Data lines:
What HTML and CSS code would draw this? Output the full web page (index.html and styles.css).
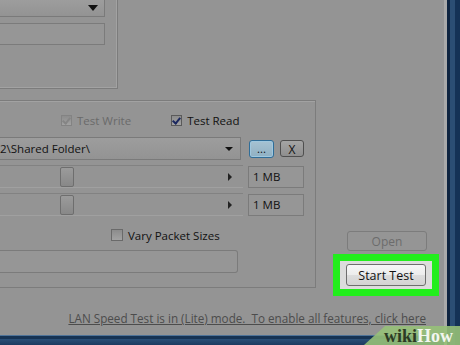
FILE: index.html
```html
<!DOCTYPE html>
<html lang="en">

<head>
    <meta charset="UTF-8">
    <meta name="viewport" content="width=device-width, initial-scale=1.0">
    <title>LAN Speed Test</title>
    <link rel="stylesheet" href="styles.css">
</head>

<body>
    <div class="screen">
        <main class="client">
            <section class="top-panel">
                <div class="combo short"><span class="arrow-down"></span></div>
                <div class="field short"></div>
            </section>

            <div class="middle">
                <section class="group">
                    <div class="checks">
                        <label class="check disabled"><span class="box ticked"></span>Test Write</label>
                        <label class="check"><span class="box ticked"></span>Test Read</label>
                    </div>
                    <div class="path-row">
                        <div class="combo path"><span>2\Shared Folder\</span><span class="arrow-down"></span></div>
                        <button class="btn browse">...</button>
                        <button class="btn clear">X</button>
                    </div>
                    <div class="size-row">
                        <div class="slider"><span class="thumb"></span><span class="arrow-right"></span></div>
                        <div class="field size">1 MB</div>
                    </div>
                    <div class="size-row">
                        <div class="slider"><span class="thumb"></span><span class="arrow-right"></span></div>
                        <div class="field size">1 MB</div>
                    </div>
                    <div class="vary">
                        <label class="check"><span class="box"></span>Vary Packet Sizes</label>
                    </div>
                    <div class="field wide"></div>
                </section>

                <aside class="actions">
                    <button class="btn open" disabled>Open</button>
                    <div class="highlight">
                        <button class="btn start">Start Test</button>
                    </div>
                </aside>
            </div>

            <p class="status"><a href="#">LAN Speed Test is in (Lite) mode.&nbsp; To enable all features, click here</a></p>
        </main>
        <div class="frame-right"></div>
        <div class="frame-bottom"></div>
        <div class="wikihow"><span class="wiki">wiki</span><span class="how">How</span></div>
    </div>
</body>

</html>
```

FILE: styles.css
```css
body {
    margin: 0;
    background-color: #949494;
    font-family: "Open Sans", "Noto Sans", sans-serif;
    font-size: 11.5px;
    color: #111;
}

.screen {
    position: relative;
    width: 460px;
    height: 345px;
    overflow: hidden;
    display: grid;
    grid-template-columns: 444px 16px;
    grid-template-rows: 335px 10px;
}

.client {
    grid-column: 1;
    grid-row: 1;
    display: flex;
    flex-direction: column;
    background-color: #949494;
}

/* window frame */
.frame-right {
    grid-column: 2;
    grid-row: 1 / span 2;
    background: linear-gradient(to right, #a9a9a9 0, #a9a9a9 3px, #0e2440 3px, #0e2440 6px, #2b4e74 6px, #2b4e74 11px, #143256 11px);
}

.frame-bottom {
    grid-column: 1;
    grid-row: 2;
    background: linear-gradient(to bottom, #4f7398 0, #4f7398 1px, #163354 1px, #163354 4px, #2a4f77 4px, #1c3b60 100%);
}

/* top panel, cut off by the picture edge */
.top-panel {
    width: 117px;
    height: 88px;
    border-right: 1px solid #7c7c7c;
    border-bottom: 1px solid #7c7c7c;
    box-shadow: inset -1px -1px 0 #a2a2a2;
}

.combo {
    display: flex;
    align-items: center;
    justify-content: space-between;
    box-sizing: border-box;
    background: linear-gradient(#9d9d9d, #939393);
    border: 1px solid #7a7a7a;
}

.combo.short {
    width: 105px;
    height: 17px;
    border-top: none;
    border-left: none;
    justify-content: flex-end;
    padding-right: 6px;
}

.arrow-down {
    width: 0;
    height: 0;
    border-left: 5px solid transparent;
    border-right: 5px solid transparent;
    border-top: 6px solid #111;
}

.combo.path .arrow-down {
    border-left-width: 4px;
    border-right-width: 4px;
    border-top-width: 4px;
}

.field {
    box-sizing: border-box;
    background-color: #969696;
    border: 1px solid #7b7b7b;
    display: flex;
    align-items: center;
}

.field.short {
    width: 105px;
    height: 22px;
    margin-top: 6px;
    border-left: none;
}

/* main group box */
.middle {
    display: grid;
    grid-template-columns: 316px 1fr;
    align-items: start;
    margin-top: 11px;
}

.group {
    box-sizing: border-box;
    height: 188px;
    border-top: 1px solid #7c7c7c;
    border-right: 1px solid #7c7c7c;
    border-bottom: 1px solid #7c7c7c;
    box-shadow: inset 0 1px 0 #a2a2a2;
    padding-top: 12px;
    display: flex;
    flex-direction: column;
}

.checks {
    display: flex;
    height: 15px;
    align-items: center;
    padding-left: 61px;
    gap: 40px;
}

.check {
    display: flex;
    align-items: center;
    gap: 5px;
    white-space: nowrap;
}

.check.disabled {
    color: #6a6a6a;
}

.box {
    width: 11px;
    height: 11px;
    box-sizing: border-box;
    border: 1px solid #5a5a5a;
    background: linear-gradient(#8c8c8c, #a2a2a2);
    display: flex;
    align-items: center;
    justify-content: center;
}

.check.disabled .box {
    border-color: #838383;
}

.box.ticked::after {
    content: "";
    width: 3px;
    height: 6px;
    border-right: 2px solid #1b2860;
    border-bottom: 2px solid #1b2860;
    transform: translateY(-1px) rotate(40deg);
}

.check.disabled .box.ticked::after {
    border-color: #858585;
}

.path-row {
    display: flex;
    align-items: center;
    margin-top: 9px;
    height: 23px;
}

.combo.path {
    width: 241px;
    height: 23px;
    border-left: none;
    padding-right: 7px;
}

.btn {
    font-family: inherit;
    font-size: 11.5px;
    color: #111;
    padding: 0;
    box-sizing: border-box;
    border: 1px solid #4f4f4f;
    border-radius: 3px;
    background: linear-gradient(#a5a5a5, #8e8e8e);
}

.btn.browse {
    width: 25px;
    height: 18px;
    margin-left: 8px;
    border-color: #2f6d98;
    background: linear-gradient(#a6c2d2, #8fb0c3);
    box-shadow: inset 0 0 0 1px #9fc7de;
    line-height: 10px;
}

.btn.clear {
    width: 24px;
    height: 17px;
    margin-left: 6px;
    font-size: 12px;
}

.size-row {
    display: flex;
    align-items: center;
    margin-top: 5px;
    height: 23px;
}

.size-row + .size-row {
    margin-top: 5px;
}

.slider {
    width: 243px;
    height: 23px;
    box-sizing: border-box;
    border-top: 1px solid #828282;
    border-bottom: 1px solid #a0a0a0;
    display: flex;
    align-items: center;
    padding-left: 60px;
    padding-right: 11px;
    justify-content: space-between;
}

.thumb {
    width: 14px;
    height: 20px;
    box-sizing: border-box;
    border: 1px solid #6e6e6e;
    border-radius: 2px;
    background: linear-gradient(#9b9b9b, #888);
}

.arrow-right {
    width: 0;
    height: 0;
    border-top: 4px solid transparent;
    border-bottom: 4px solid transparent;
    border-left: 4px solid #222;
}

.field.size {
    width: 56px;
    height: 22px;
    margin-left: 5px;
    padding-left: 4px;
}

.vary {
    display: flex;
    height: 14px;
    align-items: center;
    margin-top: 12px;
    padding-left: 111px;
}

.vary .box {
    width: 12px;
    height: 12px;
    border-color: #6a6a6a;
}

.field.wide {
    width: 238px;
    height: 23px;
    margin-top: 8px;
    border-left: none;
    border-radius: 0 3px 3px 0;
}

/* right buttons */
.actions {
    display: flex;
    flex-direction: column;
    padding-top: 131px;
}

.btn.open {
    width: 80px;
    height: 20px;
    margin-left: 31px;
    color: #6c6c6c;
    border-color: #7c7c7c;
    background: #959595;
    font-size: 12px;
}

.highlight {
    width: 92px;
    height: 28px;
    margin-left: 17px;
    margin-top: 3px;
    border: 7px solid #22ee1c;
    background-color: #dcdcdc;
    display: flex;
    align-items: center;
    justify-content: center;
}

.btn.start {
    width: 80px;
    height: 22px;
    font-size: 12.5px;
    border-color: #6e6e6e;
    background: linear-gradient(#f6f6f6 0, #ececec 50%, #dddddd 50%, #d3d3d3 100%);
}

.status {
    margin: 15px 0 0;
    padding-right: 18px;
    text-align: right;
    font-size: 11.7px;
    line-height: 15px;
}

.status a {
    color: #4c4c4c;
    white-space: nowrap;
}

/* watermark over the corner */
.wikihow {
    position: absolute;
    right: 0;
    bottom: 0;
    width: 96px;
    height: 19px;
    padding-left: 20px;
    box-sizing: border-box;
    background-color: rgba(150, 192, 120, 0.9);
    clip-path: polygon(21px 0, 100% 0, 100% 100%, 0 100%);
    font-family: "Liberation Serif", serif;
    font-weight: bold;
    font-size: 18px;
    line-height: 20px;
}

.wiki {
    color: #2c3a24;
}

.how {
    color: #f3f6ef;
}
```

Problem: Search the data for "index" and list every line in which it occurs.

Response to the task:
What HTML and CSS code would draw this? Output the full web page (index.html and styles.css).
FILE: index.html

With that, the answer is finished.